Quand un joueur arrive sur une telle clairière, il soulève discrètement la figurine en forme de sapin qui s’y trouve et regarde l’artefact dissimulé dessous. Il devra mémoriser les artefacts ainsi découverts et leurs emplacements sur le plateau de jeu, car une fois arrivé au château du roi, il devra indiquer sans se tromper l’emplacement de l’artefact représenté sur la carte du sommet de la pile de cartes placée dans la cour du château.

Il va donc falloir trouver le miroir magique de la méchante reine de Blanche-Neige...

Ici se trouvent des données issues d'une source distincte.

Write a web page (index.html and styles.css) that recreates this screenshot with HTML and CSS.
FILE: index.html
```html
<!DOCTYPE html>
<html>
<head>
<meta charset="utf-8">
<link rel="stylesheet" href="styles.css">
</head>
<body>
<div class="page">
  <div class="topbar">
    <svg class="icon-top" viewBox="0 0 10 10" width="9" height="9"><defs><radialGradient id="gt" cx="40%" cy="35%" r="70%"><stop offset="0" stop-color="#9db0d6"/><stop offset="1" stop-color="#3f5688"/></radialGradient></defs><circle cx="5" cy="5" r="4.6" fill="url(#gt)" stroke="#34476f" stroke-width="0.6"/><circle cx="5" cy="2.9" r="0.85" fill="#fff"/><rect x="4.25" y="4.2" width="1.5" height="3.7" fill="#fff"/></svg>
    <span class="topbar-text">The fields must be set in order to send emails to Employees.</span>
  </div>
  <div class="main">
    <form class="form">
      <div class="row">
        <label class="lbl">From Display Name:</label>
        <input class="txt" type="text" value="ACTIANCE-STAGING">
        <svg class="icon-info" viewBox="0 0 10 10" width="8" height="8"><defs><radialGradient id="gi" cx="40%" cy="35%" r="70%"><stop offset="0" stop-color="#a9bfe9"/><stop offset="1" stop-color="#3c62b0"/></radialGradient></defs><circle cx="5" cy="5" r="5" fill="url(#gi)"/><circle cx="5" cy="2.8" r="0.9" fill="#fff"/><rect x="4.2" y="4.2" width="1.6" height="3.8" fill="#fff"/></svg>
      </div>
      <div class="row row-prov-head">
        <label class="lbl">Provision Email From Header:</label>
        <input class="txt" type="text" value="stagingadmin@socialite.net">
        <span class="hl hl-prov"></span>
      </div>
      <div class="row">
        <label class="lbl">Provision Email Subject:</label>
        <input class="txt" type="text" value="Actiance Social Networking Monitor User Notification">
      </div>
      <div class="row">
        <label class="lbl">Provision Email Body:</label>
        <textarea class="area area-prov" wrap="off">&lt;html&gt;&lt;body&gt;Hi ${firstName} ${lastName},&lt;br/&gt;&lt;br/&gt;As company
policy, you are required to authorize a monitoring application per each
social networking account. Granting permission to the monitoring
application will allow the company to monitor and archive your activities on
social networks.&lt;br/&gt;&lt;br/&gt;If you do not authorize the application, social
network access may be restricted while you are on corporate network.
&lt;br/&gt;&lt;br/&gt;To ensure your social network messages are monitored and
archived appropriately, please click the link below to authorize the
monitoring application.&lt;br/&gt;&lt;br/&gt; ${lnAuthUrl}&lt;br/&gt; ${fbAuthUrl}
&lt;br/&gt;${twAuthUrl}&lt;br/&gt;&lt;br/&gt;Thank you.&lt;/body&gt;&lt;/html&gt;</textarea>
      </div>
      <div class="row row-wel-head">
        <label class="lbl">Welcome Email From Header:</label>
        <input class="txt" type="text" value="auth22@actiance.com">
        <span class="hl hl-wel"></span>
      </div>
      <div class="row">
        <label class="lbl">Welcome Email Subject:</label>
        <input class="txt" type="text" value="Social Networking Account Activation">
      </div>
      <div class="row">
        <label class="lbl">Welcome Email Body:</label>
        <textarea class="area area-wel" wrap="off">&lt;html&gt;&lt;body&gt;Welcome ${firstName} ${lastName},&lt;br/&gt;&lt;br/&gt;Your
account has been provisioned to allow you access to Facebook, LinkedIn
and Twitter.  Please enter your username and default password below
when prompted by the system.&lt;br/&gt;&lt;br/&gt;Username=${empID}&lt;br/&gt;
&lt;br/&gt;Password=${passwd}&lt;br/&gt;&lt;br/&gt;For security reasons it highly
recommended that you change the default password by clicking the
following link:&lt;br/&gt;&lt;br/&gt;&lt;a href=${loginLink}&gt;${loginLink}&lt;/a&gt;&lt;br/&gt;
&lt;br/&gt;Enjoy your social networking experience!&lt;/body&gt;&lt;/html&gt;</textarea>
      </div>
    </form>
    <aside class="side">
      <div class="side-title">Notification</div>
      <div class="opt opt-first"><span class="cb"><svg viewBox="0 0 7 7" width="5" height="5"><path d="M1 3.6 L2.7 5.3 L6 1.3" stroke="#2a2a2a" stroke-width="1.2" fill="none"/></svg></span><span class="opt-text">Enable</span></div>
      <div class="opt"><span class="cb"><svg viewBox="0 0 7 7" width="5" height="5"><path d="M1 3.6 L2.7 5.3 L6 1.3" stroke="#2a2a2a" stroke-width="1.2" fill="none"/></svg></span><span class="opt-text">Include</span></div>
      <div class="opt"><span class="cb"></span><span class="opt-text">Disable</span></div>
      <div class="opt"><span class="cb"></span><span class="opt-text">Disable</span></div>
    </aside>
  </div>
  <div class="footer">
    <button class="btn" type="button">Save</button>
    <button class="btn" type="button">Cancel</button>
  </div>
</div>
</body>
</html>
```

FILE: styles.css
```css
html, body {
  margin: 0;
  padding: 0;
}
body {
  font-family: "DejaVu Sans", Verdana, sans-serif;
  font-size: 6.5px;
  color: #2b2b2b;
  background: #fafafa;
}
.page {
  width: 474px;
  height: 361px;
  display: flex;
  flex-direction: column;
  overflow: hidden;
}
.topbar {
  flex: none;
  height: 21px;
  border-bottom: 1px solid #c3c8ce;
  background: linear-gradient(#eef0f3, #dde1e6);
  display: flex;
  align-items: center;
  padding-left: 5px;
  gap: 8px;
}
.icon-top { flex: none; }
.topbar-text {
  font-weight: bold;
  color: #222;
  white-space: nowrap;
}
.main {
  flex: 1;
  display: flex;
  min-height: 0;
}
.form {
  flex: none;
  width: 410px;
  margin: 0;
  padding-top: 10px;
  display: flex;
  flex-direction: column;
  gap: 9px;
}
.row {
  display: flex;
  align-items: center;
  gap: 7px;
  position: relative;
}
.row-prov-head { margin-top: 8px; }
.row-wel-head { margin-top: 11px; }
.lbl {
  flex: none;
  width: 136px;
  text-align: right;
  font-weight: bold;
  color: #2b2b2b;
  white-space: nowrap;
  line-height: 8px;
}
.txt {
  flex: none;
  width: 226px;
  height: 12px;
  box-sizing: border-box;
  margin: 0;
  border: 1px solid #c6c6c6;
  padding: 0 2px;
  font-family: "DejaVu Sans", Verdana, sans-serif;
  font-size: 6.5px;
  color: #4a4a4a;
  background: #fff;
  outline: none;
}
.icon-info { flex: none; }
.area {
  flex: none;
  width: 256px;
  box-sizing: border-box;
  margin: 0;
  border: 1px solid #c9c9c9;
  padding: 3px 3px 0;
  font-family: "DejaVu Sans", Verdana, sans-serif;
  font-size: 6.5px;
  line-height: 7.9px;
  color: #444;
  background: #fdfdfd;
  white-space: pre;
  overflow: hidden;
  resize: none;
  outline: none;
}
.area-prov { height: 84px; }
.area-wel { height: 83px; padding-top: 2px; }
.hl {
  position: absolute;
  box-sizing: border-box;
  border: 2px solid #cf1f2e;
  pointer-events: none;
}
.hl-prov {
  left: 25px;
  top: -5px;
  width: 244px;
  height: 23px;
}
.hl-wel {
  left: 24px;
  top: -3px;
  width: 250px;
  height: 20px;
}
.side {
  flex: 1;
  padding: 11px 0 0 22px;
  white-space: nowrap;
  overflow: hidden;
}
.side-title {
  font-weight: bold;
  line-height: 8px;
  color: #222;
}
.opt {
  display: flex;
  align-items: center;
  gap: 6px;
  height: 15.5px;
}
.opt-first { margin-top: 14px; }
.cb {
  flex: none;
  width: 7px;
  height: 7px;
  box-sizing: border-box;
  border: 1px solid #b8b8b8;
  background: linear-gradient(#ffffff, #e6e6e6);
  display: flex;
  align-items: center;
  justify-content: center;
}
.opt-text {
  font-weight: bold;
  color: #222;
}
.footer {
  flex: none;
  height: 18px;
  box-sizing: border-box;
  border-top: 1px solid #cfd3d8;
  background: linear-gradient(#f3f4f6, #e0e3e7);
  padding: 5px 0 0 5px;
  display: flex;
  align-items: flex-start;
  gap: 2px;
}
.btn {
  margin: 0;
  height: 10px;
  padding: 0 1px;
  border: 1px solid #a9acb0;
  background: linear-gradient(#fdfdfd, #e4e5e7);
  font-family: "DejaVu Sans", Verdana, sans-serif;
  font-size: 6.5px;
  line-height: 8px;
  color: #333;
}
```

Il va donc falloir trouver le miroir magique de la méchante reine de Blanche-Neige…

 

En cas de succès, il empochera la carte et pourra tenter sa chance avec la carte suivante. En cas d’échec, il reviendra instantanément à son point de départ. Le gagnant sera le premier joueur à empocher 3 cartes.

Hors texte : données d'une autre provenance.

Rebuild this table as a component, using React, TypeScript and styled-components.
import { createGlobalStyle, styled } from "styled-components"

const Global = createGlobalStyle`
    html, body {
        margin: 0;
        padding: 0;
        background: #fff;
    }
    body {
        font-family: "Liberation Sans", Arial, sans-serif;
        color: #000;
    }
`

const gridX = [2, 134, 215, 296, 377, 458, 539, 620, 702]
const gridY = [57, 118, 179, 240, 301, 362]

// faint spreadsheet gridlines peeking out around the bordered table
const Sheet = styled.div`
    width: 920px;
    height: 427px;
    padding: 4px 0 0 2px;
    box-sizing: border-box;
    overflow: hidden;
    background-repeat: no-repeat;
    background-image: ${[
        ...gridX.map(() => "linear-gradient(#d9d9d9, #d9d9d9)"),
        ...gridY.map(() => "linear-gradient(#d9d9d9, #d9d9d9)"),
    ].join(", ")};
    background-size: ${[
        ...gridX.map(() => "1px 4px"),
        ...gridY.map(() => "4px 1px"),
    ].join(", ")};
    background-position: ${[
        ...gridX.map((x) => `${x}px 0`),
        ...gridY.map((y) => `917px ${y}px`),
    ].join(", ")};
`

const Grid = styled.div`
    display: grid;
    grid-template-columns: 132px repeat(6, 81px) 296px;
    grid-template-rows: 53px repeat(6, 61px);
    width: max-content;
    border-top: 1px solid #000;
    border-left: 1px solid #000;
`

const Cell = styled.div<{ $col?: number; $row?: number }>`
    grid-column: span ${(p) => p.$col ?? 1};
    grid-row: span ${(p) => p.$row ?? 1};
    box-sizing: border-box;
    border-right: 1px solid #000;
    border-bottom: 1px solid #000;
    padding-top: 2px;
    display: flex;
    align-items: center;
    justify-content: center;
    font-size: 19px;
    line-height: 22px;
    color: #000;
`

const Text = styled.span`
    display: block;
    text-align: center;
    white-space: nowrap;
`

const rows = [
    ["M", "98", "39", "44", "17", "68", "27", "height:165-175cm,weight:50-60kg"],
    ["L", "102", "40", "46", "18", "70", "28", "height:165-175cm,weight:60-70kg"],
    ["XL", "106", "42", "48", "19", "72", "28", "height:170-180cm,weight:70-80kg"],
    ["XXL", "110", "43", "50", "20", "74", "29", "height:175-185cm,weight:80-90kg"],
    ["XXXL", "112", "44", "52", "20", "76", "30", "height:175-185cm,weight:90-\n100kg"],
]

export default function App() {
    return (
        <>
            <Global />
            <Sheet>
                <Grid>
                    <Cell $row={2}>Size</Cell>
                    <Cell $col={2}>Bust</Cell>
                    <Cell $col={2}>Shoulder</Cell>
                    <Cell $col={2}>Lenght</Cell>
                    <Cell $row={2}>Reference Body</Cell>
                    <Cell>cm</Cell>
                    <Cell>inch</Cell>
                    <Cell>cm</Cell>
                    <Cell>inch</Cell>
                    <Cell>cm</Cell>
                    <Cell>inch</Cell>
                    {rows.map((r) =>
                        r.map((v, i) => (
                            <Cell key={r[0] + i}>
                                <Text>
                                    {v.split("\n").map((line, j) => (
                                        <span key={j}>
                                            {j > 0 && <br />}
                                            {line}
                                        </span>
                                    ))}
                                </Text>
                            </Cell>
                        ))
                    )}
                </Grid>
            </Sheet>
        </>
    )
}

Quelques règles additionnelles pimentent le lancer des dés et ajoutent indéniablement une petite excitation : pensez donc, si on réalise un double on a le droit de faire de la magie (wééééé !!!) c’est-à-dire au choix

1°) se téléporter instantanément dans la clairière de son choix pour y reluquer sous le sapin,
2°) se téléporter instantanément au pied du château pour arriver plus vite à l’épreuve du roi, ou
3°) battre les cartes pour changer l’artefact à trouver.

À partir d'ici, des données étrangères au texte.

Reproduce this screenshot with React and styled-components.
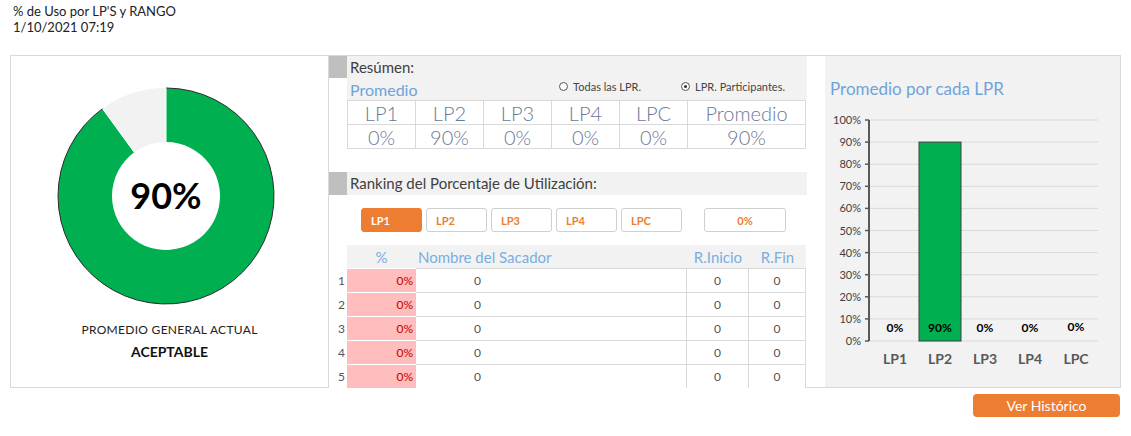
import React from "react";
import styled, { createGlobalStyle } from "styled-components";

const GlobalStyle = createGlobalStyle`
  body {
    margin: 0;
    background: #fff;
    font-family: Lato, "Open Sans", sans-serif;
    color: #333;
  }
`;

const Page = styled.div`
  width: 1131px;
  height: 436px;
  overflow: hidden;
`;

const Heading = styled.div`
  padding: 3px 0 0 13px;
  height: 55px;
  box-sizing: border-box;
  font-size: 13px;
  line-height: 16px;
  color: #222;
`;

const Frame = styled.div`
  margin-left: 10px;
  width: 1111px;
  height: 333px;
  box-sizing: border-box;
  border: 1px solid #d9d9d9;
  display: flex;
`;

const LeftPanel = styled.div`
  width: 318px;
  box-sizing: border-box;
  border-right: 1px solid #d9d9d9;
  display: flex;
  flex-direction: column;
  align-items: center;
`;

const DonutWrap = styled.div`
  margin: 30px 7px 0 0;
  width: 220px;
  height: 220px;
`;

const Caption = styled.div`
  margin-top: 16px;
  font-size: 12px;
  color: #222;
  letter-spacing: 0.3px;
`;

const Verdict = styled.div`
  margin-top: 6px;
  font-size: 14px;
  font-weight: 700;
  color: #111;
`;

const Middle = styled.div`
  width: 478px;
  display: flex;
  flex-direction: column;
`;

const SummaryHead = styled.div`
  display: grid;
  grid-template-columns: 18px 1fr;
  height: 44px;
`;

const Marker = styled.div`
  background: #bfbfbf;
  height: ${(p) => p.h}px;
`;

const HeadBody = styled.div`
  background: #f2f2f2;
  padding-left: 3px;
`;

const HeadTitle = styled.div`
  font-size: 15px;
  line-height: 22px;
  color: #404040;
`;

const PromRow = styled.div`
  display: flex;
  align-items: center;
  height: 22px;
`;

const BlueLabel = styled.div`
  font-size: ${(p) => p.size || 16}px;
  color: #6fa3dc;
  flex: 1;
`;

const Radio = styled.label`
  display: flex;
  align-items: center;
  gap: 5px;
  font-size: 11px;
  color: #444;
  margin-right: ${(p) => p.mr}px;
  margin-top: -6px;
`;

const RadioDot = styled.span`
  width: 7px;
  height: 7px;
  border-radius: 50%;
  border: 1px solid #555;
  background: #fff;
  display: inline-flex;
  align-items: center;
  justify-content: center;
  &::after {
    content: "";
    width: 3px;
    height: 3px;
    border-radius: 50%;
    background: ${(p) => (p.checked ? "#333" : "transparent")};
  }
`;

const SummaryTable = styled.div`
  margin-left: 18px;
  width: 459px;
  display: grid;
  grid-template-columns: 68px 68px 68px 68px 68px 1fr;
  border-top: 1px solid #d9d9d9;
  border-left: 1px solid #d9d9d9;
  box-sizing: border-box;
`;

const SumCell = styled.div`
  height: 23px;
  border-right: 1px solid #d9d9d9;
  border-bottom: 1px solid #d9d9d9;
  display: flex;
  align-items: center;
  justify-content: center;
  font-size: 20px;
  font-weight: 300;
  color: #6b7896;
`;

const RankHead = styled.div`
  margin-top: 23px;
  display: grid;
  grid-template-columns: 18px 1fr;
  height: 23px;
`;

const ButtonRow = styled.div`
  display: flex;
  gap: 4px;
  padding: 13px 0 0 32px;
  height: 37px;
  box-sizing: border-box;
`;

const LpButton = styled.div`
  width: ${(p) => p.w || 61}px;
  height: 24px;
  box-sizing: border-box;
  border-radius: 3px;
  border: 1px solid ${(p) => (p.active ? "#ed7d31" : "#cfcfcf")};
  background: ${(p) => (p.active ? "#ed7d31" : "#fff")};
  color: ${(p) => (p.active ? "#fff" : "#ed7d31")};
  font-size: 11px;
  font-weight: 700;
  display: flex;
  align-items: center;
  justify-content: ${(p) => (p.center ? "center" : "flex-start")};
  padding-left: ${(p) => (p.center ? 0 : 9)}px;
  margin-left: ${(p) => p.ml || 0}px;
`;

const RankTable = styled.div`
  margin-top: 13px;
  display: grid;
  grid-template-columns: 18px 69px 271px 62px 57px;
`;

const HeadCell = styled.div`
  height: 23px;
  background: ${(p) => (p.blank ? "#fff" : "#f2f2f2")};
  font-size: 15px;
  color: #7aaee0;
  display: flex;
  align-items: center;
  justify-content: ${(p) => p.align || "center"};
  padding-left: ${(p) => p.pl || 0}px;
`;

const Cell = styled.div`
  height: 24px;
  box-sizing: border-box;
  border-top: 1px solid ${(p) => (p.pink ? "#fff" : p.num ? "transparent" : "#d9d9d9")};
  border-right: ${(p) => (p.vline ? "1px solid #d9d9d9" : "none")};
  background: ${(p) => (p.pink ? "#ffbdbd" : "#fff")};
  color: ${(p) => (p.pink ? "#c00000" : "#555")};
  font-size: 12px;
  display: flex;
  align-items: center;
  justify-content: ${(p) => p.align || "center"};
  padding: 0 ${(p) => p.pr || 0}px 0 ${(p) => p.pl || 0}px;
`;

const Spacer = styled.div`
  width: 18px;
`;

const ChartPanel = styled.div`
  flex: 1;
  background: #f2f2f2;
  padding: 22px 0 0 5px;
  box-sizing: border-box;
`;

const ChartTitle = styled.div`
  font-size: 17px;
  color: #6fa3dc;
  height: 30px;
`;

const Footer = styled.div`
  display: flex;
  justify-content: flex-end;
  padding: 6px 11px 0 0;
`;

const HistoryButton = styled.div`
  width: 147px;
  height: 23px;
  border-radius: 4px;
  background: #ed7d31;
  color: #fff;
  font-size: 14px;
  display: flex;
  align-items: center;
  justify-content: center;
`;

const Donut = () => (
  <svg width="220" height="220" viewBox="0 0 220 220">
    <path
      d="M110 2 A108 108 0 1 1 46.52 22.63 L78.26 66.31 A54 54 0 1 0 110 56 Z"
      fill="#00b050"
    />
    <path
      d="M46.52 22.63 A108 108 0 0 1 110 2 L110 56 A54 54 0 0 0 78.26 66.31 Z"
      fill="#f2f2f2"
    />
    <path
      d="M110 2 A108 108 0 1 1 46.52 22.63"
      fill="none"
      stroke="#2b2b2b"
      strokeWidth="1"
    />
    <line x1="110" y1="2" x2="110" y2="56" stroke="#fff" strokeWidth="1" />
    <line x1="46.52" y1="22.63" x2="78.26" y2="66.31" stroke="#fff" strokeWidth="1" />
    <text
      x="110"
      y="123"
      textAnchor="middle"
      fontSize="36"
      fontWeight="700"
      fill="#000"
      fontFamily="Lato, sans-serif"
    >
      90%
    </text>
  </svg>
);

const bars = [
  { name: "LP1", value: 0, x: 70 },
  { name: "LP2", value: 90, x: 115 },
  { name: "LP3", value: 0, x: 160 },
  { name: "LP4", value: 0, x: 205 },
  { name: "LPC", value: 0, x: 251 },
];

const BarChart = () => {
  const top = 12;
  const base = 233;
  const step = (base - top) / 10;
  const ticks = Array.from({ length: 11 }, (_, i) => i * 10);
  return (
    <svg width="290" height="270" viewBox="0 0 290 270" style={{ marginLeft: -5 }}>
      {ticks.map((t) => {
        const y = base - (t / 10) * step;
        return (
          <g key={t}>
            <line x1="44" x2="273" y1={y} y2={y} stroke="#d9d9d9" strokeWidth="1" />
            <line x1="40" x2="44" y1={y} y2={y} stroke="#595959" strokeWidth="1.5" />
            <text
              x="36"
              y={y + 4}
              textAnchor="end"
              fontSize="11"
              fill="#404040"
              fontFamily="Lato, sans-serif"
            >
              {t}%
            </text>
          </g>
        );
      })}
      <line x1="44" x2="44" y1={top} y2={base} stroke="#595959" strokeWidth="2" />
      {bars.map((b) => {
        const h = (b.value / 10) * step;
        return (
          <g key={b.name}>
            {b.value > 0 && (
              <rect
                x={b.x - 21}
                y={base - h}
                width="42"
                height={h}
                fill="#00b050"
                stroke="#404040"
                strokeWidth="1"
              />
            )}
            <text
              x={b.x}
              y={b.name === "LPC" ? 223 : 224}
              textAnchor="middle"
              fontSize="12"
              fontWeight="700"
              fill="#000"
              fontFamily="Lato, sans-serif"
            >
              {b.value}%
            </text>
            <text
              x={b.x}
              y={256}
              textAnchor="middle"
              fontSize="14"
              fontWeight="700"
              fill="#595959"
              fontFamily="Lato, sans-serif"
            >
              {b.name}
            </text>
          </g>
        );
      })}
    </svg>
  );
};

const summary = [
  ["LP1", "0%"],
  ["LP2", "90%"],
  ["LP3", "0%"],
  ["LP4", "0%"],
  ["LPC", "0%"],
  ["Promedio", "90%"],
];

const rows = [1, 2, 3, 4, 5];

export default function App() {
  return (
    <Page>
      <GlobalStyle />
      <Heading>
        <div>% de Uso por LP'S y RANGO</div>
        <div>1/10/2021 07:19</div>
      </Heading>
      <Frame>
        <LeftPanel>
          <DonutWrap>
            <Donut />
          </DonutWrap>
          <Caption>PROMEDIO GENERAL ACTUAL</Caption>
          <Verdict>ACEPTABLE</Verdict>
        </LeftPanel>

        <Middle>
          <SummaryHead>
            <Marker h={22} />
            <HeadBody>
              <HeadTitle>Resúmen:</HeadTitle>
              <PromRow>
                <BlueLabel>Promedio</BlueLabel>
                <Radio mr={40}>
                  <RadioDot />
                  Todas las LPR.
                </Radio>
                <Radio mr={22}>
                  <RadioDot checked />
                  LPR. Participantes.
                </Radio>
              </PromRow>
            </HeadBody>
          </SummaryHead>
          <SummaryTable>
            {summary.map(([label]) => (
              <SumCell key={label}>{label}</SumCell>
            ))}
            {summary.map(([label, value]) => (
              <SumCell key={label + "v"}>{value}</SumCell>
            ))}
          </SummaryTable>

          <RankHead>
            <Marker h={23} />
            <HeadBody>
              <HeadTitle>Ranking del Porcentaje de Utilización:</HeadTitle>
            </HeadBody>
          </RankHead>
          <ButtonRow>
            <LpButton active>LP1</LpButton>
            <LpButton>LP2</LpButton>
            <LpButton>LP3</LpButton>
            <LpButton>LP4</LpButton>
            <LpButton>LPC</LpButton>
            <LpButton w={82} ml={18} center>
              0%
            </LpButton>
          </ButtonRow>

          <RankTable>
            <HeadCell blank />
            <HeadCell>%</HeadCell>
            <HeadCell align="flex-start" pl={2}>
              Nombre del Sacador
            </HeadCell>
            <HeadCell>R.Inicio</HeadCell>
            <HeadCell>R.Fin</HeadCell>
            {rows.map((n) => (
              <React.Fragment key={n}>
                <Cell num align="flex-end" pr={2}>
                  {n}
                </Cell>
                <Cell pink align="flex-end" pr={3}>
                  0%
                </Cell>
                <Cell align="flex-start" pl={58} vline>
                  0
                </Cell>
                <Cell vline>0</Cell>
                <Cell vline>0</Cell>
              </React.Fragment>
            ))}
          </RankTable>
        </Middle>

        <Spacer />

        <ChartPanel>
          <ChartTitle>Promedio por cada LPR</ChartTitle>
          <BarChart />
        </ChartPanel>
      </Frame>
      <Footer>
        <HistoryButton>Ver Histórico</HistoryButton>
      </Footer>
    </Page>
  );
}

Autant dire qu’on croise les doigts à chaque lancer ! De plus, quand on arrive sur une clairière déjà occupée par un adversaire, on renvoie illico celui-ci au point de départ comme aux petits chevaux, gniârk gniârk gniârk !

Téléportation !!!

Téléportation !!!

 

Le matériel

Il est très simple mais évocateur et d’excellente qualité :

  • un plateau de jeu superbement illustré qui évoque la beauté rude et inquiétante de la Forêt Noire

  • des figurines coniques en forme de sapins qui donnent une élévation 3D à cette forêt et en renforcent l’ambiance mystérieuse

  • des petits pions « voyageurs » en bois au design sympathique

  • treize cartes représentant les treize artefacts magiques cachés dans la forêt

  • deux dés

Un jeu très familial

Les règles sont très simples et sont immédiatement assimilables par les enfants.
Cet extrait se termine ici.